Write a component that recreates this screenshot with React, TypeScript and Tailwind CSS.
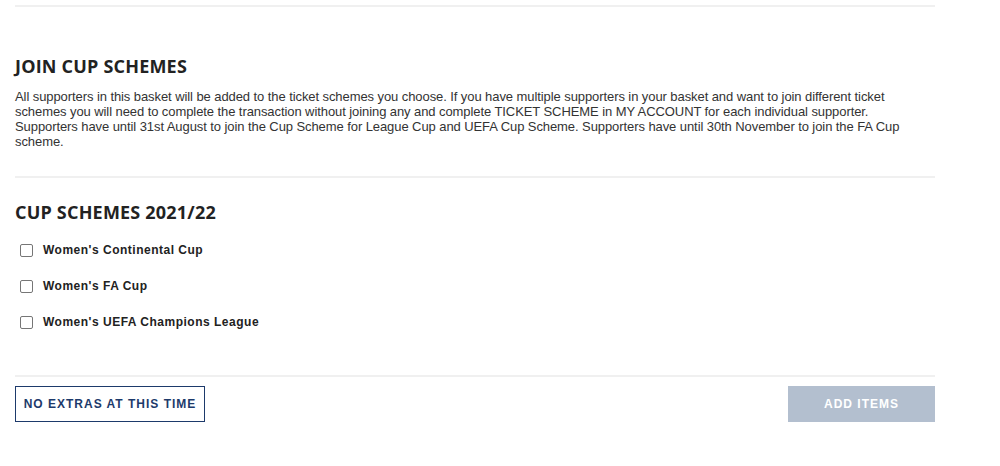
const schemes = ["Women's Continental Cup", "Women's FA Cup", "Women's UEFA Champions League"]

const App = () => {
  return (
    <div className="min-h-[466px] bg-white pt-[5px] pl-[15px]">
      <div className="w-[920px]">
        <div className="border-t-2 border-[#f0f0f0]" />

        <section className="pt-[47px] pb-[27px]">
          <h2 className="text-[18px] leading-[24px] font-bold text-[#222] font-['Open_Sans',sans-serif] tracking-[0.2px]">
            JOIN CUP SCHEMES
          </h2>
          <p className="mt-[11px] pr-[18px] text-[13px] leading-[15px] tracking-[-0.08px] text-[#333] font-['Liberation_Sans',Arial,sans-serif]">
            All supporters in this basket will be added to the ticket schemes you choose. If you have multiple supporters in your basket and want to join different ticket schemes you will need to complete the transaction without joining any and complete TICKET SCHEME in MY ACCOUNT for each individual supporter. Supporters have until 31st August to join the Cup Scheme for League Cup and UEFA Cup Scheme. Supporters have until 30th November to join the FA Cup scheme.
          </p>
        </section>

        <div className="border-t-2 border-[#f0f0f0]" />

        <section className="pt-[22px] pb-[35px]">
          <h2 className="text-[18px] leading-[24px] font-bold text-[#222] font-['Open_Sans',sans-serif] tracking-[0.2px]">
            CUP SCHEMES 2021/22
          </h2>
          <div className="mt-[8px] flex flex-col">
            {schemes.map((s) => (
              <label key={s} className="flex h-[36px] items-center gap-[10px] pl-[5px] cursor-pointer">
                <input type="checkbox" className="m-0 h-[13px] w-[13px] appearance-none rounded-[2px] border border-[#767676] bg-white" />
                <span className="text-[12px] font-bold tracking-[0.5px] text-[#222] font-['Liberation_Sans',Arial,sans-serif]">{s}</span>
              </label>
            ))}
          </div>
        </section>

        <div className="border-t-2 border-[#f0f0f0]" />

        <div className="mt-[9px] flex items-center justify-between">
          <button className="h-[36px] w-[190px] border border-[#1d3a6b] bg-white text-[12px] font-bold tracking-[1px] text-[#1d3a6b] font-['Liberation_Sans',Arial,sans-serif]">
            NO EXTRAS AT THIS TIME
          </button>
          <button className="h-[36px] w-[147px] bg-[#b3bfcf] text-[12px] font-bold tracking-[1px] text-white font-['Liberation_Sans',Arial,sans-serif]">
            ADD ITEMS
          </button>
        </div>
      </div>
    </div>
  )
}

export default App
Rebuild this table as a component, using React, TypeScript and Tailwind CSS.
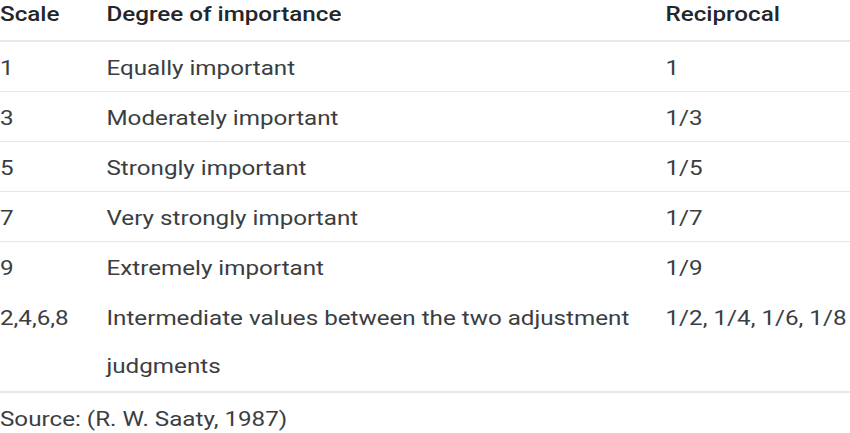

Requirements: Your task is to transcribe all of the records precisely, with no images included.

Reply:
Write a component that recreates this screenshot with React, TypeScript and Tailwind CSS.
const schemes = ["Women's Continental Cup", "Women's FA Cup", "Women's UEFA Champions League"]

const App = () => {
  return (
    <div className="min-h-[466px] bg-white pt-[5px] pl-[15px]">
      <div className="w-[920px]">
        <div className="border-t-2 border-[#f0f0f0]" />

        <section className="pt-[47px] pb-[27px]">
          <h2 className="text-[18px] leading-[24px] font-bold text-[#222] font-['Open_Sans',sans-serif] tracking-[0.2px]">
            JOIN CUP SCHEMES
          </h2>
          <p className="mt-[11px] pr-[18px] text-[13px] leading-[15px] tracking-[-0.08px] text-[#333] font-['Liberation_Sans',Arial,sans-serif]">
            All supporters in this basket will be added to the ticket schemes you choose. If you have multiple supporters in your basket and want to join different ticket schemes you will need to complete the transaction without joining any and complete TICKET SCHEME in MY ACCOUNT for each individual supporter. Supporters have until 31st August to join the Cup Scheme for League Cup and UEFA Cup Scheme. Supporters have until 30th November to join the FA Cup scheme.
          </p>
        </section>

        <div className="border-t-2 border-[#f0f0f0]" />

        <section className="pt-[22px] pb-[35px]">
          <h2 className="text-[18px] leading-[24px] font-bold text-[#222] font-['Open_Sans',sans-serif] tracking-[0.2px]">
            CUP SCHEMES 2021/22
          </h2>
          <div className="mt-[8px] flex flex-col">
            {schemes.map((s) => (
              <label key={s} className="flex h-[36px] items-center gap-[10px] pl-[5px] cursor-pointer">
                <input type="checkbox" className="m-0 h-[13px] w-[13px] appearance-none rounded-[2px] border border-[#767676] bg-white" />
                <span className="text-[12px] font-bold tracking-[0.5px] text-[#222] font-['Liberation_Sans',Arial,sans-serif]">{s}</span>
              </label>
            ))}
          </div>
        </section>

        <div className="border-t-2 border-[#f0f0f0]" />

        <div className="mt-[9px] flex items-center justify-between">
          <button className="h-[36px] w-[190px] border border-[#1d3a6b] bg-white text-[12px] font-bold tracking-[1px] text-[#1d3a6b] font-['Liberation_Sans',Arial,sans-serif]">
            NO EXTRAS AT THIS TIME
          </button>
          <button className="h-[36px] w-[147px] bg-[#b3bfcf] text-[12px] font-bold tracking-[1px] text-white font-['Liberation_Sans',Arial,sans-serif]">
            ADD ITEMS
          </button>
        </div>
      </div>
    </div>
  )
}

export default App
Rebuild this table as a component, using React, TypeScript and Tailwind CSS.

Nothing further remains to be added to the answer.